The listing below begins with the first line you should copy; stop after the line containing "import React from 'react';", and drop every picture.
>>>>
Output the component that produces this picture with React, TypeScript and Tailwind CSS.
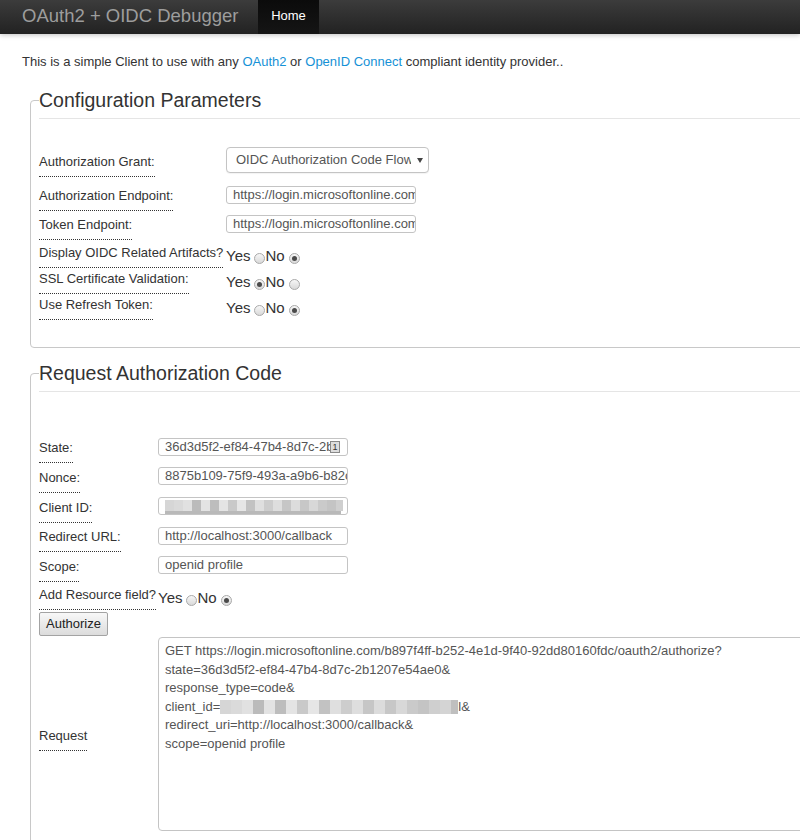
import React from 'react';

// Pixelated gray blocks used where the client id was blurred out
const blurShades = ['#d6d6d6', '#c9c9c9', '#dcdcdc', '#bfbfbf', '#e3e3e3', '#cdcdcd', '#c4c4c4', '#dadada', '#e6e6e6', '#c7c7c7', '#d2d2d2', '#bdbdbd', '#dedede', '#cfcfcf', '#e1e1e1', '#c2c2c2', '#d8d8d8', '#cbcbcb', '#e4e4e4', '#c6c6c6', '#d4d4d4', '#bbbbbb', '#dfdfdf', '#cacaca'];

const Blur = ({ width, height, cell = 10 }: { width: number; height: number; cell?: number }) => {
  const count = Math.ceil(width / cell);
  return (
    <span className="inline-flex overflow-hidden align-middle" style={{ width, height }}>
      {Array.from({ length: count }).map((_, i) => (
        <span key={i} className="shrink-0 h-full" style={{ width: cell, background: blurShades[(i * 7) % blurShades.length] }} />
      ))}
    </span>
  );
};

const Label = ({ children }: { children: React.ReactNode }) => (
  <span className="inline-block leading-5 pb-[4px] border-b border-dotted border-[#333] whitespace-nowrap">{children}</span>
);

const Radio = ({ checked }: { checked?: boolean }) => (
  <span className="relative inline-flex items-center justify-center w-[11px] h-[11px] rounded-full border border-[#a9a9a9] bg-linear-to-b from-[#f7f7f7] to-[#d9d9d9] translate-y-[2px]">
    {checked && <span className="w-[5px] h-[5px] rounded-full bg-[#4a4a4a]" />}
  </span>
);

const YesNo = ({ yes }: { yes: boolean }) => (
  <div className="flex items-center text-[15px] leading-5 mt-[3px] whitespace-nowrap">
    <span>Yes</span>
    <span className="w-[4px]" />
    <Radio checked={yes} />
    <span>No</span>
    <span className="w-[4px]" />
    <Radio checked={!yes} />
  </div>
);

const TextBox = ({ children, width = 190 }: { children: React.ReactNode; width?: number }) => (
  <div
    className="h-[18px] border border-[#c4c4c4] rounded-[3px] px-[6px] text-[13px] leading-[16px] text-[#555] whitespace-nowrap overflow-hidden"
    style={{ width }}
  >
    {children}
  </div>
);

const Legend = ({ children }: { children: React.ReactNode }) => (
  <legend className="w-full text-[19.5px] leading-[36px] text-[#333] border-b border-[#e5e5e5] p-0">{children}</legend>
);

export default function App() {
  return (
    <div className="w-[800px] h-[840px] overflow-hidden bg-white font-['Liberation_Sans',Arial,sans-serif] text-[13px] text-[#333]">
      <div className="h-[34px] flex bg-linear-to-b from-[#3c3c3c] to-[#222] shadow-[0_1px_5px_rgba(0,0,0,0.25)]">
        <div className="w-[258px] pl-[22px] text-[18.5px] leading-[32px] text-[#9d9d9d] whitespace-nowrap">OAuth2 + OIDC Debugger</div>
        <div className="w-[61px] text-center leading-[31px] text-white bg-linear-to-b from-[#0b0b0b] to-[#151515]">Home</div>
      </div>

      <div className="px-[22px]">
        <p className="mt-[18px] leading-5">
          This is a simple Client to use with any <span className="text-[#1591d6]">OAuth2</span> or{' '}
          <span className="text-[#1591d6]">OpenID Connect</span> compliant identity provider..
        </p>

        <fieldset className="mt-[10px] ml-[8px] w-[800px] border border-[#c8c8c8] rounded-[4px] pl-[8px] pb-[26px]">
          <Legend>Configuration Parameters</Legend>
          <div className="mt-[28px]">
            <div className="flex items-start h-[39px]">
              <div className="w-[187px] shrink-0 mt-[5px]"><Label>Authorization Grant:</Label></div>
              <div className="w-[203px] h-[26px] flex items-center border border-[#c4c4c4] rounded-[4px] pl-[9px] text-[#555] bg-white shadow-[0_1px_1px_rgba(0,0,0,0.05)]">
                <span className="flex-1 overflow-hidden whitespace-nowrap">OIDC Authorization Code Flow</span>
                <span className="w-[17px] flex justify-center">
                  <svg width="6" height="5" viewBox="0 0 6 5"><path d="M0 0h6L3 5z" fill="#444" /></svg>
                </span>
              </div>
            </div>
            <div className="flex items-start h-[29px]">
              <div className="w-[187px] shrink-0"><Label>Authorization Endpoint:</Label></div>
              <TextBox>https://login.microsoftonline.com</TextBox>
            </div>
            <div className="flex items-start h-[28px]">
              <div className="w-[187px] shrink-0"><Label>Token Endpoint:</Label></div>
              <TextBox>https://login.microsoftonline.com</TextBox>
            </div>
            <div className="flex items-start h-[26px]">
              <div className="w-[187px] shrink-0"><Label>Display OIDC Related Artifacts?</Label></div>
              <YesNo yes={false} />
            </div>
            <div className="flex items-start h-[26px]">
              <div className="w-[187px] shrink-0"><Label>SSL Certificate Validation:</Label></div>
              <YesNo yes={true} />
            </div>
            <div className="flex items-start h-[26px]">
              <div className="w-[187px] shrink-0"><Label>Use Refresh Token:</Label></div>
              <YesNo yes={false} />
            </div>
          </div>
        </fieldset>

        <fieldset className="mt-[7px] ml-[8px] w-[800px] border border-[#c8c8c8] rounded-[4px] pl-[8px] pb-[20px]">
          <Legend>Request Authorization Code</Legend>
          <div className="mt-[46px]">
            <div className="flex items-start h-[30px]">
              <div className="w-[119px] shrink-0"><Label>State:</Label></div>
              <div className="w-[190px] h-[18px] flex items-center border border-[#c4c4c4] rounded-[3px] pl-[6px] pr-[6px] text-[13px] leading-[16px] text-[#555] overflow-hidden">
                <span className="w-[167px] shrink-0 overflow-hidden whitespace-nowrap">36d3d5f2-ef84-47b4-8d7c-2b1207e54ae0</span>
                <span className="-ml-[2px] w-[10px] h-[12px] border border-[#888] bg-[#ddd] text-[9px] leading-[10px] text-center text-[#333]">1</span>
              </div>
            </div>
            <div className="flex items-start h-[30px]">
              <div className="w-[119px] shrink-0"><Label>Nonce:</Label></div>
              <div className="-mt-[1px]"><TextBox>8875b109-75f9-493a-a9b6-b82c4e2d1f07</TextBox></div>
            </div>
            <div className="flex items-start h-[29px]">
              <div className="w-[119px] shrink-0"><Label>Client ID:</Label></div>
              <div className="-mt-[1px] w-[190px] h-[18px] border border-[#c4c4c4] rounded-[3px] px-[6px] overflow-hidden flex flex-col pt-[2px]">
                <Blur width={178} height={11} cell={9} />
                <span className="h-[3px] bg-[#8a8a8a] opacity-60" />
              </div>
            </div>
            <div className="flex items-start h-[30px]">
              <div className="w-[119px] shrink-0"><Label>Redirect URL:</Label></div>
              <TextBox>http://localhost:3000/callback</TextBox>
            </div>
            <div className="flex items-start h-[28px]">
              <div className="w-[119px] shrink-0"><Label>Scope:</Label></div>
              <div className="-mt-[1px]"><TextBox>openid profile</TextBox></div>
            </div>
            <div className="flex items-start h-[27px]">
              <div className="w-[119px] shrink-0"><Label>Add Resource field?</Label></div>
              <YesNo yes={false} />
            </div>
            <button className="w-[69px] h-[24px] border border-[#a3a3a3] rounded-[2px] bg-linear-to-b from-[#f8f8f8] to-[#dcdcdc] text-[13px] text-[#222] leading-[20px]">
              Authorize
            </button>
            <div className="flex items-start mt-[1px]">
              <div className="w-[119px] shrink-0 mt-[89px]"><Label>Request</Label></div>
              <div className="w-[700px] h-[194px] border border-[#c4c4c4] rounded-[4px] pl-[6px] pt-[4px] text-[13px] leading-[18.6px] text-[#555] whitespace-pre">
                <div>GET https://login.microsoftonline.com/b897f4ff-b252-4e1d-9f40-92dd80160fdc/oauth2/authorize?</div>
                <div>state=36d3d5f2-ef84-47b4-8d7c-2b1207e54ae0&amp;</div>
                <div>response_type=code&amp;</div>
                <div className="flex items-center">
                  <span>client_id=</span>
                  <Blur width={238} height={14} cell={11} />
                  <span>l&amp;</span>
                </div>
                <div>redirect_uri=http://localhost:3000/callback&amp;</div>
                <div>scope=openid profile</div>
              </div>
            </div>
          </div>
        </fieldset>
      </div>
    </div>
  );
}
<<<<
Result for this exercise>
Output the component that produces this picture with React, TypeScript and Tailwind CSS.
import React from 'react';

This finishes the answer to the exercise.